## Exercise instructions
Report how many lines include the word "index", and nothing besides that number.

## Supplied data
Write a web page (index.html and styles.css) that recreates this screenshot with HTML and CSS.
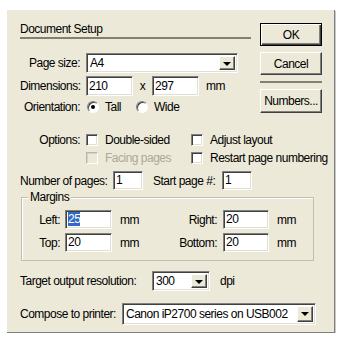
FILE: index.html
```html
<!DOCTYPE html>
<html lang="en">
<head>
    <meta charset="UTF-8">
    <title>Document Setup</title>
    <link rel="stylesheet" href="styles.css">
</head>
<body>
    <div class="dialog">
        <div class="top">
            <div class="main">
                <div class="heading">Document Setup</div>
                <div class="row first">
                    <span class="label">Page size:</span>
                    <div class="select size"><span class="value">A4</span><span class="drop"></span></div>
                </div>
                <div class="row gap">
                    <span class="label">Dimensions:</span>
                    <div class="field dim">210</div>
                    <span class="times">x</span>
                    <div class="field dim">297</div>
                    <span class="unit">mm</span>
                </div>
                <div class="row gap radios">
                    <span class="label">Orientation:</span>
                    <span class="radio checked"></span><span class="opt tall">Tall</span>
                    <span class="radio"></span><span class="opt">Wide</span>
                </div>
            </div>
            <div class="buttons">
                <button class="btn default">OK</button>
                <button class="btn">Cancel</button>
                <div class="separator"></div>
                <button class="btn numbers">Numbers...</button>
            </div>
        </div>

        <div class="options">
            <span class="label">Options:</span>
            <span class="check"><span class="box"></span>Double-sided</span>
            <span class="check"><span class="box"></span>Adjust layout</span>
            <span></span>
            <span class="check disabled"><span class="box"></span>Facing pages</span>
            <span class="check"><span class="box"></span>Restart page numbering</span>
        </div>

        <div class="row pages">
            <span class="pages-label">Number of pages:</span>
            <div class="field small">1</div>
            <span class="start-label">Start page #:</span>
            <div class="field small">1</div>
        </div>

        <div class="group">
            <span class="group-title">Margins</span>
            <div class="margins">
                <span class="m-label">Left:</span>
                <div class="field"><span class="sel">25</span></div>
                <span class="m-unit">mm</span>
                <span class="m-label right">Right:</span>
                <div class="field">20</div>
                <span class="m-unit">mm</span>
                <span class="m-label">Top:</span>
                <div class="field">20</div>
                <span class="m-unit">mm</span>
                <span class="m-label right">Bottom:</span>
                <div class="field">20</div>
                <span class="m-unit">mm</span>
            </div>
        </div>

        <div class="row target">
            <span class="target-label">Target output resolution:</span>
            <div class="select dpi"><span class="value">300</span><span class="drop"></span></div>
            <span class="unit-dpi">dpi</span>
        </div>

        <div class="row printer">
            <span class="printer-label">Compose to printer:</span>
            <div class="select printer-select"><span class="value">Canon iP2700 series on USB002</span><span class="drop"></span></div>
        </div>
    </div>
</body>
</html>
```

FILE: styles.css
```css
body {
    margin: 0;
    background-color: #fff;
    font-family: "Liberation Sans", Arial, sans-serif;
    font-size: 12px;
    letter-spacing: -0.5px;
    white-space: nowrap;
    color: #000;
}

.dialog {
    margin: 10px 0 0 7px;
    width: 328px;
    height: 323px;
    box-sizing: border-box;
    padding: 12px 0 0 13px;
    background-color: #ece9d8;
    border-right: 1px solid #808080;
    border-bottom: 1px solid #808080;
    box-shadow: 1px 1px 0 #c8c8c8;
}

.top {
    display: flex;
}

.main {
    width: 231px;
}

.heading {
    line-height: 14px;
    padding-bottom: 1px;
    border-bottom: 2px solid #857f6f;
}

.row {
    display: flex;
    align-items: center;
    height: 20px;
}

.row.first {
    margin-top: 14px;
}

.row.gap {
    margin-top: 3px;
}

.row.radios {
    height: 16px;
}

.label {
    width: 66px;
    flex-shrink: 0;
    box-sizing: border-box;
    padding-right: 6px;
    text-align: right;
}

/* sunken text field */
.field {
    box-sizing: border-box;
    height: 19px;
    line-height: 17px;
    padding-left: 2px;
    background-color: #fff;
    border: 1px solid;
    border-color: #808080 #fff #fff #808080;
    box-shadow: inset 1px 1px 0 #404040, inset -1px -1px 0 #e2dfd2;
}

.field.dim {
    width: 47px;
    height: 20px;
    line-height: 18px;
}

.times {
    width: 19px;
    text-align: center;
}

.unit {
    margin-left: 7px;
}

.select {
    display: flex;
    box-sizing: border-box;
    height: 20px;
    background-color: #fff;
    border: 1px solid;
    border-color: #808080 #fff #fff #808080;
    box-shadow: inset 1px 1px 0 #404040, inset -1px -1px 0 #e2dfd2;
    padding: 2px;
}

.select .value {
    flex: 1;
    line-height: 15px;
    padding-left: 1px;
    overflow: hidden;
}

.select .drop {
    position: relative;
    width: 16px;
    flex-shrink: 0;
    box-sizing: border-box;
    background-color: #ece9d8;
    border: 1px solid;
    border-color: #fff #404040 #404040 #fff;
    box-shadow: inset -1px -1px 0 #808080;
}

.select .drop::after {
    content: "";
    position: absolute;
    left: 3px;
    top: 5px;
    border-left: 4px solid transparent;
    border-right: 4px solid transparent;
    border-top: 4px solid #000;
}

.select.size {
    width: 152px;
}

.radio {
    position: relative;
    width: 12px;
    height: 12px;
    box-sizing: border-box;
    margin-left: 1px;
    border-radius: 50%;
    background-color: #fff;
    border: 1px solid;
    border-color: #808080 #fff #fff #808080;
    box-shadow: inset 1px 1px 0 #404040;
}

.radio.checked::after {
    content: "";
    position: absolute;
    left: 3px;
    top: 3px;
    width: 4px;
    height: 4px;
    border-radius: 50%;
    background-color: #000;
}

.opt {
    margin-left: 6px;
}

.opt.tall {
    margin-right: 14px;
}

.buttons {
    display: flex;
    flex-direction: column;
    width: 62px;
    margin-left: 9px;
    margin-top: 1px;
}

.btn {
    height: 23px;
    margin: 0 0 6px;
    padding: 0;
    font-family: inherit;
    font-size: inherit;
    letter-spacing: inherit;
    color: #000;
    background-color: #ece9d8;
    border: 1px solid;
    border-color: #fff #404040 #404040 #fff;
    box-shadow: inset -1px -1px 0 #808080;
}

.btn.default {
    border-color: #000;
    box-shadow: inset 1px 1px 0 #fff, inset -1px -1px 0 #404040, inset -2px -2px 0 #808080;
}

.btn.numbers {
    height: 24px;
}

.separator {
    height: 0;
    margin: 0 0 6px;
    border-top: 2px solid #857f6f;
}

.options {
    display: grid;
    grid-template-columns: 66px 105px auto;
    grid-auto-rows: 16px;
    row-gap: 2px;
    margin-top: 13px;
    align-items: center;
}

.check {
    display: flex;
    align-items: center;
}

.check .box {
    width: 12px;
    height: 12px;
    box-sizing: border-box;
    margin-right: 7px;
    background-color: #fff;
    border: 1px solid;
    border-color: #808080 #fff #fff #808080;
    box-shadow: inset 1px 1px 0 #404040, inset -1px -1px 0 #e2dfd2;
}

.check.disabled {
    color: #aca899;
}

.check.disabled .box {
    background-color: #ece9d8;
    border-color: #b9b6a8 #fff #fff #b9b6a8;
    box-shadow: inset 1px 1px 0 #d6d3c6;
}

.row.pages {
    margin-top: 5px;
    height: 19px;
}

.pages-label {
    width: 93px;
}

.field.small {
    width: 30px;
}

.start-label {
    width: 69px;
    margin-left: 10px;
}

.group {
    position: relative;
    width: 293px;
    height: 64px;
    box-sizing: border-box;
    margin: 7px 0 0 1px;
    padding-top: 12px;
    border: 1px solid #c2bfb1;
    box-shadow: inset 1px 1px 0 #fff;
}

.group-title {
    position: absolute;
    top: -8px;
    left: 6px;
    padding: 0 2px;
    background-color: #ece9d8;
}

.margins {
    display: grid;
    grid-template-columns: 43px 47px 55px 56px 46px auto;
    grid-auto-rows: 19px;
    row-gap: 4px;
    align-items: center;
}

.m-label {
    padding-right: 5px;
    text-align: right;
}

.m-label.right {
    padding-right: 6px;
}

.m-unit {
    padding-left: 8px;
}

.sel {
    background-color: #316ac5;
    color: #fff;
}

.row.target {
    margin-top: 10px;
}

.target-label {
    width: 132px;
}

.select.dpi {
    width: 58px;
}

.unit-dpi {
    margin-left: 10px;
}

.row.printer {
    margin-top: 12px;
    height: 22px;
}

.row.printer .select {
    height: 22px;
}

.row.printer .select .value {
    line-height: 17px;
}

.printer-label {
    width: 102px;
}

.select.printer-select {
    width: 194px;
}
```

## The reply
2